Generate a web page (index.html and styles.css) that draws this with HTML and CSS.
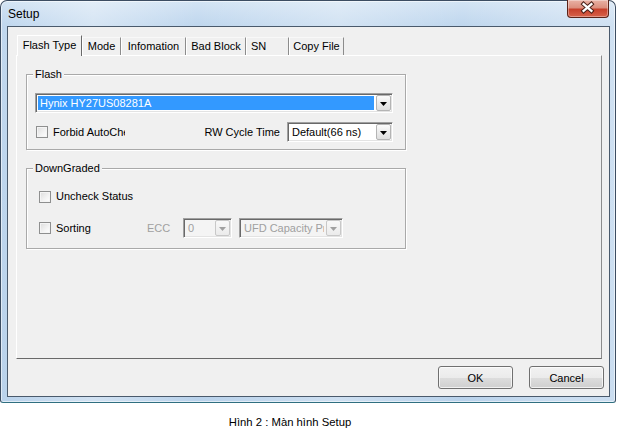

---

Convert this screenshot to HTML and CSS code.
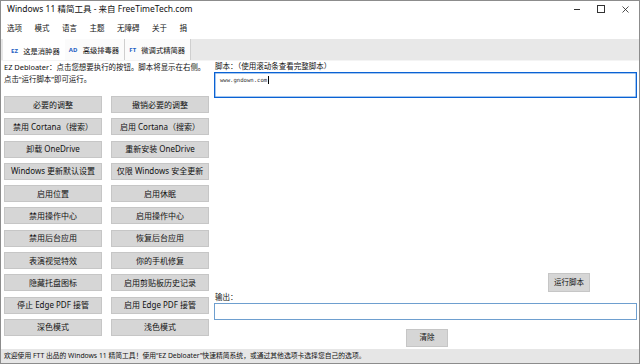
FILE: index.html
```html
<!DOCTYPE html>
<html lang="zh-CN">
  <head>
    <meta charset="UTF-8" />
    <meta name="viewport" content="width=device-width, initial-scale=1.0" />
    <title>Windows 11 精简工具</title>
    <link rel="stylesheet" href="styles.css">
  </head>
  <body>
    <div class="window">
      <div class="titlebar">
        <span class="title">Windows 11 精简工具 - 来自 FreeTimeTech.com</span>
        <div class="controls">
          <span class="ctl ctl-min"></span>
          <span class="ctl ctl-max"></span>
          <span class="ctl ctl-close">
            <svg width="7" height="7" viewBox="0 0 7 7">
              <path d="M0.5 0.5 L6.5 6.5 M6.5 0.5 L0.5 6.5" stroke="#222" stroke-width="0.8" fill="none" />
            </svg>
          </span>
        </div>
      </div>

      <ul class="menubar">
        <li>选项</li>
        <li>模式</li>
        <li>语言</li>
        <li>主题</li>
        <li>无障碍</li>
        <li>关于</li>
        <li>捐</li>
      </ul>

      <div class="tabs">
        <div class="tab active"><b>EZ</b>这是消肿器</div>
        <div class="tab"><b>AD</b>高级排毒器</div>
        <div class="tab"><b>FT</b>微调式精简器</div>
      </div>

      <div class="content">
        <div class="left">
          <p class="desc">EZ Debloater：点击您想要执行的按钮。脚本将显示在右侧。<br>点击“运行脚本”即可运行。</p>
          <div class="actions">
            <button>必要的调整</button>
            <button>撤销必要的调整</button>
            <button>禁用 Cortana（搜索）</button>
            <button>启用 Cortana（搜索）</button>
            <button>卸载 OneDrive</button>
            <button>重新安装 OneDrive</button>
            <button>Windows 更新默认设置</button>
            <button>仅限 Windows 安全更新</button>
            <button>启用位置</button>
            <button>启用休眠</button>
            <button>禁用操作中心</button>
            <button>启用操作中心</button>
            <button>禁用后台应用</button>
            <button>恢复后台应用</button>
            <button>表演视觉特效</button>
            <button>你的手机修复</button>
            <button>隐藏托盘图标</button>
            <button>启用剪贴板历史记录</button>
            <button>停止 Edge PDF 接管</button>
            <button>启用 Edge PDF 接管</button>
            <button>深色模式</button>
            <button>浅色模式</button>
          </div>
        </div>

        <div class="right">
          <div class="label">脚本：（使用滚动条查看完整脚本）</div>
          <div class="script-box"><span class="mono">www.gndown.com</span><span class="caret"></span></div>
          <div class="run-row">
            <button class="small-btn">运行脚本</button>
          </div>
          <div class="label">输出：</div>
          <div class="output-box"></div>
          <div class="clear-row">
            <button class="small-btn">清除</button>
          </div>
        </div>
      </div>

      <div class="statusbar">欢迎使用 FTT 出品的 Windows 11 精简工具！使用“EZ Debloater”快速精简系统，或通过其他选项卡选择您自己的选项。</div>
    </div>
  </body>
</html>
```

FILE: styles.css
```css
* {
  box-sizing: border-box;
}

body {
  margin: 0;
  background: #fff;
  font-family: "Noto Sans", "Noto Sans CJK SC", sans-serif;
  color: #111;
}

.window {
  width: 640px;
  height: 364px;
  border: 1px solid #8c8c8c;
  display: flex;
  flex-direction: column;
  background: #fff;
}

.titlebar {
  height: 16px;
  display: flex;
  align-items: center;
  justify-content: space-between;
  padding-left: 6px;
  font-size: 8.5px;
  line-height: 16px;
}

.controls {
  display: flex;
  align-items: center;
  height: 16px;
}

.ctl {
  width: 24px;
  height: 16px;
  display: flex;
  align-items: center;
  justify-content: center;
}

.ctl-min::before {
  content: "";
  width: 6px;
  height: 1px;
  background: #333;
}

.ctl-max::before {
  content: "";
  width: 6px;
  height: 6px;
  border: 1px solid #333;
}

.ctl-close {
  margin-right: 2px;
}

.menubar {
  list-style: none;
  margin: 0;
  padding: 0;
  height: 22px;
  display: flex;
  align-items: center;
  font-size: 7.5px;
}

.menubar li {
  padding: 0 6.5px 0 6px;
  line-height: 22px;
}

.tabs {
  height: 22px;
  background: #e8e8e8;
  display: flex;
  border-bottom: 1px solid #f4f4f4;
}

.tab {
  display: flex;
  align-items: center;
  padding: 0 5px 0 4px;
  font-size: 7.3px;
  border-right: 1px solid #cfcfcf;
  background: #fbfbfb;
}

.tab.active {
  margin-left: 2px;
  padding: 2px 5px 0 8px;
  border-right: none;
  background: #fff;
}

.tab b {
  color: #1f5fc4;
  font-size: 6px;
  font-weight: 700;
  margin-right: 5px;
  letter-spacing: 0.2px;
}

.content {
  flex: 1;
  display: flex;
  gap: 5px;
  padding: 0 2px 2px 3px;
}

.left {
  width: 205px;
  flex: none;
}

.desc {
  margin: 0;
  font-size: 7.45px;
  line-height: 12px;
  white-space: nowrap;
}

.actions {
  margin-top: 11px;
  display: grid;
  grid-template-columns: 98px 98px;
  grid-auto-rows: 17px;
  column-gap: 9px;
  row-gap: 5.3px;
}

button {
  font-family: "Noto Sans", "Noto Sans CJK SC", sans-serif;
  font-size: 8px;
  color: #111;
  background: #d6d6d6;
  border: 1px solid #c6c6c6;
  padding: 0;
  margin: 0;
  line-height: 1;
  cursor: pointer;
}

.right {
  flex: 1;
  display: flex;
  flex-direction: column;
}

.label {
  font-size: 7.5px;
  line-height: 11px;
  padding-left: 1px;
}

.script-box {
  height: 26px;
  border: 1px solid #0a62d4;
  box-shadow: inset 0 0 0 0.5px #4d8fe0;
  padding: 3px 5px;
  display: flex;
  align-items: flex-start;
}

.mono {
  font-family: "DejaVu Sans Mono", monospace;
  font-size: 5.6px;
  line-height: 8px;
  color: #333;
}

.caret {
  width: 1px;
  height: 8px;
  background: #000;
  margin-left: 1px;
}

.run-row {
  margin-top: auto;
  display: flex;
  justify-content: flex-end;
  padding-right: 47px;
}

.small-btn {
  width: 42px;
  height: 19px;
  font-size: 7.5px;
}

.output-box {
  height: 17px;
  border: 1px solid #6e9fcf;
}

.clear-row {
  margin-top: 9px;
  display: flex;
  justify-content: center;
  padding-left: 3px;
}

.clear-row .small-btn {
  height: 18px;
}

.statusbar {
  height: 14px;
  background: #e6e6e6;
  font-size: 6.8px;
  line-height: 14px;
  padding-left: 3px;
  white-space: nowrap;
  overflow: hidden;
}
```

---

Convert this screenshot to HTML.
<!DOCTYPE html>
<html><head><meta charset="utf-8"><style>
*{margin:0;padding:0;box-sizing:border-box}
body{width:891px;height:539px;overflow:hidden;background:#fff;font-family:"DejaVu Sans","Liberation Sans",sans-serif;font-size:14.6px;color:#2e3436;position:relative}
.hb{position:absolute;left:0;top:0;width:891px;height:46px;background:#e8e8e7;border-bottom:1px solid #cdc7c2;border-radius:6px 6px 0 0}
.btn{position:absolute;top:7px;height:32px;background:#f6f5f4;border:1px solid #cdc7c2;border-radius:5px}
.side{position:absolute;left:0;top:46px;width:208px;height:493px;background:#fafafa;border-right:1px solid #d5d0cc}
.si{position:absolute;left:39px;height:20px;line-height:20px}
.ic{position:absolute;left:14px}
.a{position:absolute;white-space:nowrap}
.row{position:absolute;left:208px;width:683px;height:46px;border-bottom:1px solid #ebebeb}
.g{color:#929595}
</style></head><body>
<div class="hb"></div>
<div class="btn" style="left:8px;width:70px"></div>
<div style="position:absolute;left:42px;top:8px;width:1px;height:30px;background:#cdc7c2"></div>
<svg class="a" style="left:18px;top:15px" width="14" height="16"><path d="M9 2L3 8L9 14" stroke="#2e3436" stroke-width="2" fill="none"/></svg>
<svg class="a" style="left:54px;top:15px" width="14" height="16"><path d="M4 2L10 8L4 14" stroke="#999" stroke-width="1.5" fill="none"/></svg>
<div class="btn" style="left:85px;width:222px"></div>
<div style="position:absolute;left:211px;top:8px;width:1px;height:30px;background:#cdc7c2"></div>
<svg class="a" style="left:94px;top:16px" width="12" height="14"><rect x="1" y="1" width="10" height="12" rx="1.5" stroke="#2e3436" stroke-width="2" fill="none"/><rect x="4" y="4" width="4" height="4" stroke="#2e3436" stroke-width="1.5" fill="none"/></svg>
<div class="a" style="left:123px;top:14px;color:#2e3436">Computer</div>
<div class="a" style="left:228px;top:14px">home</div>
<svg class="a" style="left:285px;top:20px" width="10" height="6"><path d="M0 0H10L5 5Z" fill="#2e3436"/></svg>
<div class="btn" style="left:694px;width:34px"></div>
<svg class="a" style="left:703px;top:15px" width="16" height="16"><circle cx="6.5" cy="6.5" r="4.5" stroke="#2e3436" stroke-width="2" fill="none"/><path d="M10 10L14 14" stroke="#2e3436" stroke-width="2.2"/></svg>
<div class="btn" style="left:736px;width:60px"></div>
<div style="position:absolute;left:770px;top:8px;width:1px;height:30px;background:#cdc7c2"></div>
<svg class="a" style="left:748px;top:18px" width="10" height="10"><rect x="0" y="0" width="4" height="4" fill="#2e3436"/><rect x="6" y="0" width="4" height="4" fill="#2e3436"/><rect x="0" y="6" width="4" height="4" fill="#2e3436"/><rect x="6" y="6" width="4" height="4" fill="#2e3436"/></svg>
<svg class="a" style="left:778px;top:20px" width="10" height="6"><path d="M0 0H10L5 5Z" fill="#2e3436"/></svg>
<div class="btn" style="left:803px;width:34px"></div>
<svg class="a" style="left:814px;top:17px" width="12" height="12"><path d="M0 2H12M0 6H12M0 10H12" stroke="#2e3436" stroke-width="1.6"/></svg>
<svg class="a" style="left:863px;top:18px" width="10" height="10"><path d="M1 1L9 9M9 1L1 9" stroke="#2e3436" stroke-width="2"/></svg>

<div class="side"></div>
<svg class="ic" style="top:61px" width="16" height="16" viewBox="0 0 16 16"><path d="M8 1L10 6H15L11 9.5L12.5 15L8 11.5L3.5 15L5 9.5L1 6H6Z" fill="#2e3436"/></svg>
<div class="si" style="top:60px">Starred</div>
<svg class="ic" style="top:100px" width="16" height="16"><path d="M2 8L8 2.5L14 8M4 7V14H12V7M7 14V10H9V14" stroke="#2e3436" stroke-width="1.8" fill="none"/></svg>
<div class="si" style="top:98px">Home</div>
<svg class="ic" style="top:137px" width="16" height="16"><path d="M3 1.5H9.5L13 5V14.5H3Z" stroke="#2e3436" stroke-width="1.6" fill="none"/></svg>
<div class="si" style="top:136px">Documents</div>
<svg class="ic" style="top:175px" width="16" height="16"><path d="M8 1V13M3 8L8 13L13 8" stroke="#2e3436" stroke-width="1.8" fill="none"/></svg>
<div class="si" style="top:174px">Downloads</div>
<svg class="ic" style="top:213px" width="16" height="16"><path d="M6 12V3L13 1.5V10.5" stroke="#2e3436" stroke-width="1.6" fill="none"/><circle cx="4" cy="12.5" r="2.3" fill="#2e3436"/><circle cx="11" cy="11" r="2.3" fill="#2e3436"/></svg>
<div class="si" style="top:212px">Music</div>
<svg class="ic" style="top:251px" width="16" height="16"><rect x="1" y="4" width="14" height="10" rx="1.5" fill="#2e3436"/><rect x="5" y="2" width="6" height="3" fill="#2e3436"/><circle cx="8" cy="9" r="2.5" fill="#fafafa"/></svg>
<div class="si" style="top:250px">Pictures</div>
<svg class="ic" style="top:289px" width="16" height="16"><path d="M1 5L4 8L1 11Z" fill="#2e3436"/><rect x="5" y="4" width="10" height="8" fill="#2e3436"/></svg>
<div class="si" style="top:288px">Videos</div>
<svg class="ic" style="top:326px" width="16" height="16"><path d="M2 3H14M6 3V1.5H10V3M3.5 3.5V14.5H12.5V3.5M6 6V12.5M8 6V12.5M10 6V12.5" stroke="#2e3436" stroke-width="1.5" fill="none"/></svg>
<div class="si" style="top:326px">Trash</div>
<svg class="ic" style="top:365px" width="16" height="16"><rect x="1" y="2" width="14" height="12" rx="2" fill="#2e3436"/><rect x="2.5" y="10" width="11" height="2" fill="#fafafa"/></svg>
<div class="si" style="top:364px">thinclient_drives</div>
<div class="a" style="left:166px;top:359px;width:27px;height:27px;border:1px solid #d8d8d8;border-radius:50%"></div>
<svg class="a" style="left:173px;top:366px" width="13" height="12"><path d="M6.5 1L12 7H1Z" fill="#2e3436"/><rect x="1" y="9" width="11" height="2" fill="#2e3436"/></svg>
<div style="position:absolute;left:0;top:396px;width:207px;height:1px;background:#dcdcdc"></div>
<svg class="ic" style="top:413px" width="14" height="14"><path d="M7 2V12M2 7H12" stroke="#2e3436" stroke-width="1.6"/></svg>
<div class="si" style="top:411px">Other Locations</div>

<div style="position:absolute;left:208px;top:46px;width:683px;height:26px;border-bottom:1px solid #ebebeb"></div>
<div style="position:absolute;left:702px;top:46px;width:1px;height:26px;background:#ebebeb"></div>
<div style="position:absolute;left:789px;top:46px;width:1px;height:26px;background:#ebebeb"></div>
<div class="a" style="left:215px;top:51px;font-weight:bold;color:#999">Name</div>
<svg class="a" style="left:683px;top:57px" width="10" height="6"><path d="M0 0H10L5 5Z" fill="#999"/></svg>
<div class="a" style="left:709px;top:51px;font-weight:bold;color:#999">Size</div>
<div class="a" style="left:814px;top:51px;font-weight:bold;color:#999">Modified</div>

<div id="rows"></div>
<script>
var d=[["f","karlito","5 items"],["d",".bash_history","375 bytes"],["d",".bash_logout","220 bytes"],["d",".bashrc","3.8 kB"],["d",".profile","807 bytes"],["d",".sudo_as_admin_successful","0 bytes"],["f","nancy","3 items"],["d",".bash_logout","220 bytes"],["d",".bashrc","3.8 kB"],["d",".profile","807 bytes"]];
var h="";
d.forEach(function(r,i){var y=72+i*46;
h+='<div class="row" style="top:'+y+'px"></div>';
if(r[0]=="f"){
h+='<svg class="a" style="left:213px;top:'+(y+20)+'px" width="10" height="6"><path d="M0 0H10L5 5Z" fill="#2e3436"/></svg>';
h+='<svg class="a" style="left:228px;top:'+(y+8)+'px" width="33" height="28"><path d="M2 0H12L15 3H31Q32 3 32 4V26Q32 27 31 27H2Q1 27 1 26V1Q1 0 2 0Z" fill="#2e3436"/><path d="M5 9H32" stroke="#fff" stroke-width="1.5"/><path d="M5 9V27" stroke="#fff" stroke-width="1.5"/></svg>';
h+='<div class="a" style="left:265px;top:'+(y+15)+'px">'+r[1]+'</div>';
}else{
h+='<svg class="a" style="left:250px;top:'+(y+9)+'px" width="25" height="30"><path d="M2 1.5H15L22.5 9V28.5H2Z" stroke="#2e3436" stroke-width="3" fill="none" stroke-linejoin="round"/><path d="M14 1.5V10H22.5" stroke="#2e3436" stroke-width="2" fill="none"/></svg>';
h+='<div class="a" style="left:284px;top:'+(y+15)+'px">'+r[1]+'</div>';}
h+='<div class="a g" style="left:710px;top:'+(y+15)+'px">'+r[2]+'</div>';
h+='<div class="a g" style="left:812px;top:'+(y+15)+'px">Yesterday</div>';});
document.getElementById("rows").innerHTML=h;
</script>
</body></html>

* [PROBLEM TO SOLVE]: Show all lines from the records above where the word "index" occurs.

* [COMPLETED TASK]:
Generate a web page (index.html and styles.css) that draws this with HTML and CSS.
FILE: index.html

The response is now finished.